Vergleiche mit der Beliebtheit von Ex-Bundeskanzlerin Angela Merkel findet Merz „nicht fair“. Von ihr zu lernen scheint ihm auch kein Anliegen zu sein. „Programmatisch fällt mir so ganz viel nicht ein“, sagt der CDU-Vorsitzende. „Pragmatisches Regierungshandeln ja, aber ich habe die CDU in der Opposition übernommen.“

Passend zur Rolle des Oppositionsführers belächelt Merz die Energiepreislösung der Bundesregierung mit Einmalzahlung und Preisdeckel.
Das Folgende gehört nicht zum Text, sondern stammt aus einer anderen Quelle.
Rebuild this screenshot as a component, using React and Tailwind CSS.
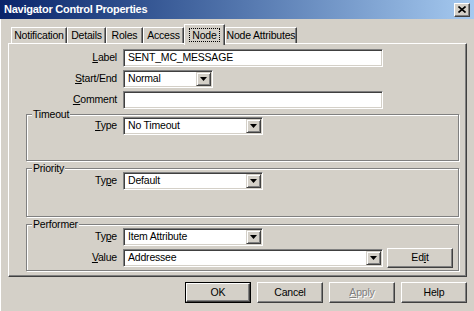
import React from "react";

const raised =
  "border border-t-white border-l-white border-b-[#404040] border-r-[#404040] shadow-[inset_-1px_-1px_0_#808080]";
const sunken =
  "border border-t-[#808080] border-l-[#808080] border-b-white border-r-white shadow-[inset_1px_1px_0_#404040,inset_-1px_-1px_0_#d4d0c8]";

const Arrow = () => (
  <svg width="7" height="4" viewBox="0 0 7 4">
    <path d="M0 0h7L3.5 4z" fill="#000" />
  </svg>
);

const Field = ({ w, value, select }) => (
  <div className={`h-[18px] ${w} bg-white p-[1px] flex items-stretch ${sunken}`}>
    <div className="flex-1 pl-[3px] flex items-center whitespace-nowrap overflow-hidden">{value}</div>
    {select && (
      <div className="w-[15px] bg-[#d4d0c8] flex items-center justify-center border border-t-[#d4d0c8] border-l-[#d4d0c8] border-b-[#404040] border-r-[#404040] shadow-[inset_1px_1px_0_white,inset_-1px_-1px_0_#808080]">
        <Arrow />
      </div>
    )}
  </div>
);

const Row = ({ label, lw, children, className = "" }) => (
  <div className={`flex items-center ${className}`}>
    <div className={`${lw} text-right pr-[6px] whitespace-nowrap`}>{label}</div>
    {children}
  </div>
);

const Group = ({ title, h, pt, children }) => (
  <div
    className={`relative ml-[17px] mr-[7px] ${h} ${pt} border border-[#808080] shadow-[inset_1px_1px_0_white,1px_1px_0_white]`}
  >
    <span className="absolute -top-[7px] left-[5px] bg-[#d4d0c8] px-[1px] leading-[12px]">{title}</span>
    {children}
  </div>
);

const Button = ({ children, def, disabled }) => {
  const inner = (
    <div className={`h-full w-full flex items-center justify-center ${raised}`}>
      {disabled ? (
        <span className="text-[#808080] [text-shadow:1px_1px_0_white]">{children}</span>
      ) : (
        children
      )}
    </div>
  );
  return def ? (
    <div className="w-[66px] h-[21px] border border-black">{inner}</div>
  ) : (
    <div className="w-[66px] h-[21px]">{inner}</div>
  );
};

const tabs = [
  { t: "Notification", w: "w-[56px]" },
  { t: "Details", w: "w-[39px]" },
  { t: "Roles", w: "w-[37px]" },
  { t: "Access", w: "w-[41px]" },
  { t: "Node", w: "w-[41px]", active: true },
  { t: "Node Attributes", w: "w-[72px]" },
];

export default function App() {
  return (
    <div className="w-[474px] h-[311px] bg-[#d4d0c8] overflow-hidden text-black text-[10.5px] tracking-[-0.2px] font-['Liberation_Sans',Arial,sans-serif] shadow-[inset_1px_0_0_white]">
      {/* title bar */}
      <div className="h-[19px] flex items-center justify-between pl-[4px] pr-[4px] bg-gradient-to-r from-[#0a246a] to-[#a6caf0]">
        <span className="text-white font-bold text-[11px] tracking-[-0.25px]">Navigator Control Properties</span>
        <div className={`w-[16px] h-[14px] bg-[#d4d0c8] flex items-center justify-center ${raised}`}>
          <svg width="8" height="7" viewBox="0 0 8 7">
            <path d="M0.5 0.5L7.5 6.5M7.5 0.5L0.5 6.5" stroke="#000" strokeWidth="1.6" />
          </svg>
        </div>
      </div>

      <div className="pl-[8px] pr-[7px] pt-[5px]">
        {/* tabs */}
        <div className="flex items-end h-[19px] pl-[3px]">
          {tabs.map((tab) =>
            tab.active ? (
              <div
                key={tab.t}
                className={`${tab.w} h-[21px] -mb-[2px] relative z-10 bg-[#d4d0c8] flex items-start justify-center pt-[3px] border-l border-t border-r border-l-white border-t-white border-r-[#404040] shadow-[inset_-1px_0_0_#808080]`}
              >
                <span className="border border-dotted border-black px-[2px] leading-[12px]">{tab.t}</span>
              </div>
            ) : (
              <div
                key={tab.t}
                className={`${tab.w} h-[16px] flex items-center justify-center border-l border-t border-r border-l-white border-t-white border-r-[#404040] shadow-[inset_-1px_0_0_#808080]`}
              >
                {tab.t}
              </div>
            )
          )}
        </div>

        {/* panel */}
        <div className={`h-[234px] pt-[5px] ${raised}`}>
          <Row lw="w-[114px]" label={<><u>L</u>abel</>}>
            <Field w="w-[260px]" value="SENT_MC_MESSAGE" />
          </Row>
          <Row lw="w-[114px]" className="mt-[3px]" label={<><u>S</u>tart/End</>}>
            <Field w="w-[90px]" value="Normal" select />
          </Row>
          <Row lw="w-[114px]" className="mt-[3px]" label={<><u>C</u>omment</>}>
            <Field w="w-[260px]" value="" />
          </Row>

          <div className="mt-[5px]">
            <Group title="Timeout" h="h-[47px]" pt="pt-[2px]">
              <Row lw="w-[96px]" label={<><u>T</u>ype</>}>
                <Field w="w-[140px]" value="No Timeout" select />
              </Row>
            </Group>
          </div>

          <div className="mt-[7px]">
            <Group title="Priority" h="h-[49px]" pt="pt-[3px]">
              <Row lw="w-[96px]" label={<>Ty<u>p</u>e</>}>
                <Field w="w-[140px]" value="Default" select />
              </Row>
            </Group>
          </div>

          <div className="mt-[7px]">
            <Group title="Performer" h="h-[47px]" pt="pt-[3px]">
              <Row lw="w-[96px]" label={<>Ty<u>p</u>e</>}>
                <Field w="w-[140px]" value="Item Attribute" select />
              </Row>
              <Row lw="w-[96px]" className="mt-[2px]" label={<><u>V</u>alue</>}>
                <Field w="w-[260px]" value="Addressee" select />
                <div className="ml-[4px]">
                  <div className={`w-[66px] h-[20px] flex items-center justify-center ${raised}`}>
                    Ed<u>i</u>t
                  </div>
                </div>
              </Row>
            </Group>
          </div>
        </div>

        {/* buttons */}
        <div className="flex justify-end gap-[6px] mt-[5px]">
          <Button def>OK</Button>
          <Button>Cancel</Button>
          <Button disabled>
            <u>A</u>pply
          </Button>
          <Button>Help</Button>
        </div>
      </div>
    </div>
  );
}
Der CDU-Politiker räumt zwar ein, dass dies eine Hilfe darstelle, meint aber, sie reiche nicht aus. Vor allem kämen die Maßnahmen zu spät: „Diese Bundesregierung hat sechs Monate Zeit vertan mit Streitereien.“ Merz sieht die Lösung der Energieversorgung stattdessen in der Einbeziehung von Atom- und Kohlekraftwerken: „Da darf es keinerlei Restriktion geben.“

Ebenso eisern bleibt Merz bei seiner Forderung nach weiteren Waffenlieferungen in die Ukraine. Eine Bestätigung seiner Haltung sieht er im bisherigen Kriegsverlauf. „Ich habe das sichere Gefühl, die Ukraine kann diesen Krieg militärisch gewinnen“, sagt er. Dabei äußert er auch die Vermutung, den russischen Soldaten könne langsam die Munition ausgehen.

Schließlich kehrt das Gespräch zurück zur CDU. Anzeichen einer Erneuerung seiner Partei sieht Merz etwa im Frauenanteil in Parteivorstand und Präsidium. Zudem werde an einem Grundsatzprogramm gearbeitet, das 2024 verabschiedet werden solle. „Wir brauchen Zeit“, betont Merz.

Eine kleine Vorschau liefert er dennoch: „Wir werden uns von dem Gedanken lösen müssen, dass der Staat alles machen kann, alles bezahlen kann, alles lösen kann.“ Dabei blickt Merz nicht nur auf die derzeitige Energiekrise, sondern ganz allgemein auf den Sozialstaat. Ein Motto schält sich in seinen Ausführungen auch heraus: „Freude an der Eigenverantwortung“.